Двадцатого июля Хемингуэй вернулся в Ки-Уэст, а 4 августа семейство — он, Полина, Бамби, Патрик и Вирджиния Пфейфер (Грегори оставили дома с няней, Адой Стерн) — двинулось в Европу: родители оттуда поедут в Африку на сафари, а дети с теткой вернутся домой. Три дня провели в Гаване и застали революцию: волнения на Кубе начались весной, а 1 августа антивоенная демонстрация была расстреляна войсками, что положило начало открытым антиправительственным выступлениям. 4-го началась всеобщая забастовка. В отеле было безопасно, но на улицах стреляли; Хемингуэй сказал, что его симпатии на стороне восставших: «Революция — катарсис, экстаз…» 7-го отплыли в Европу и уже на пароходе узнали, как развивались события: 11-го офицеры столичного гарнизона заставили Мачадо подать в отставку, 12-го диктатор бежал, было сформировано правительство во главе с временным президентом Сеспедесом, но к концу августа правительство оказалось перед лицом очередного взрыва под лозунгом «Куба для кубинцев», в воинских частях распространились слухи о массовых увольнениях из армии, и 4 сентября произошел военный переворот во главе с сержантом-мулатом Фульхенсио Батистой. Была образована Революционная хунта, к власти пришло правительство профессора Грау де Сан-Мартина. Батисту назначили начальником генштаба. Через несколько лет он станет правителем. «Революция — катарсис, экстаз, который можно продлить только ценой тирании…» Но пока ничто тирании не предвещало.

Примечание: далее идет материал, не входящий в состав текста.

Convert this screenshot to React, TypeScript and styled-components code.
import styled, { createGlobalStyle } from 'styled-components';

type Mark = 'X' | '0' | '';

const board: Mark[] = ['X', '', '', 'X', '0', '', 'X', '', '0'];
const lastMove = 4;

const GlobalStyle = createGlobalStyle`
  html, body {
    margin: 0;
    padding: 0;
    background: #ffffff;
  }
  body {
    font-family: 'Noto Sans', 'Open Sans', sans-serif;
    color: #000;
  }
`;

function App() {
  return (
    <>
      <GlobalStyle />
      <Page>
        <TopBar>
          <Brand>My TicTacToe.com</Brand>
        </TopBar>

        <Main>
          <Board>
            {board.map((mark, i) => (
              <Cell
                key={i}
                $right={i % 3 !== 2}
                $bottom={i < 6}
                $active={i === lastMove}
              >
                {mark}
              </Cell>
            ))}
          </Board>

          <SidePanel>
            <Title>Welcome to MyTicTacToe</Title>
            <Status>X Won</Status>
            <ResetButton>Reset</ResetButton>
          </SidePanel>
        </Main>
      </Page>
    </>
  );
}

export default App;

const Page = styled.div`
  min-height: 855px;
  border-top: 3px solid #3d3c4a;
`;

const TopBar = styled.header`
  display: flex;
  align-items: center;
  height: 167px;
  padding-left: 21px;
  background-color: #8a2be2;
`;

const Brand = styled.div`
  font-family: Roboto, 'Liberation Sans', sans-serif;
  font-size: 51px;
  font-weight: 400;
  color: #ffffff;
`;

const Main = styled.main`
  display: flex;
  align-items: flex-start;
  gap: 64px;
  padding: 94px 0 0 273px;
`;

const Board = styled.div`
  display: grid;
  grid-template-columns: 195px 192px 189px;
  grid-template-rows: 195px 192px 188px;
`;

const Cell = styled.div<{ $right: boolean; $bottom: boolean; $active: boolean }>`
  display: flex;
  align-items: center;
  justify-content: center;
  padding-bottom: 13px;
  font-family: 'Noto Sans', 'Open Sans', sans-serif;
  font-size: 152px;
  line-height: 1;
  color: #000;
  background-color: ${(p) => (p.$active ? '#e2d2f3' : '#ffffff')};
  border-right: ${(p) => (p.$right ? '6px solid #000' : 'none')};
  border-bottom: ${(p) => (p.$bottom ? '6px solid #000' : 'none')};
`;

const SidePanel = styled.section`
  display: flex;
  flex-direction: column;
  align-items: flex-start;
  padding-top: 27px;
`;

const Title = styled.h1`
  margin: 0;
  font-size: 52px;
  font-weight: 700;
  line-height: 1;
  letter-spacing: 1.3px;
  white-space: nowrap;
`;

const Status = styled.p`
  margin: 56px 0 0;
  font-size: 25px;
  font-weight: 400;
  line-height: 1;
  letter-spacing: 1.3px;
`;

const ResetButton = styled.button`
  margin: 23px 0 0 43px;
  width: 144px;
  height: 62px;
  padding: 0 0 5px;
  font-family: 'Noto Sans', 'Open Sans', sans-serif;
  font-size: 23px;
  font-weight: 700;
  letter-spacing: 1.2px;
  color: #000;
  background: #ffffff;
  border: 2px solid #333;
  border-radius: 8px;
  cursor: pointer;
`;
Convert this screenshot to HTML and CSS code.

Прибыли в Испанию — там революция в тиранию не переросла, но страна, казалось, кренится вправо. На парламентских выборах в ноябре 1933-го победят правоцентристские силы, вскоре будет образована фашистская партия «Испанская фаланга», представители крайне правой партии СЭДА войдут в либеральное правительство Лерруса. Хемингуэй написал провидческую статью в «Эсквайр»: «Спектакль с управлением этой страной в настоящее время скорее комический, чем трагический, но трагедия очень близка». Корриде не мешали никакие политические пертурбации, но она разочаровала — Франклин был болен, другие матадоры не понравились. Встретились с Луисом Кинтанильей, выезжали в горы охотиться на кабанов.
26 октября перебрались в Париж — и там все разочаровало, и об этом тоже был написан очерк для «Эсквайра»: «Это был замечательный город, в котором хорошо жить, когда ты совсем молод и это необходимо для образования человека. Мы все были влюблены в него однажды, и мы лжем, если отрицаем это. Но он похож на любовницу, которая не стареет и у которой сейчас новые возлюбленные». Сказался экономический кризис: Монпарнас опустел, американцы вернулись домой. «Но вот что заставляет вас действительно чувствовать себя плохо, так это то, как абсолютно спокойно здесь все говорят о будущей войне. С этим смирились и принимают это как должное».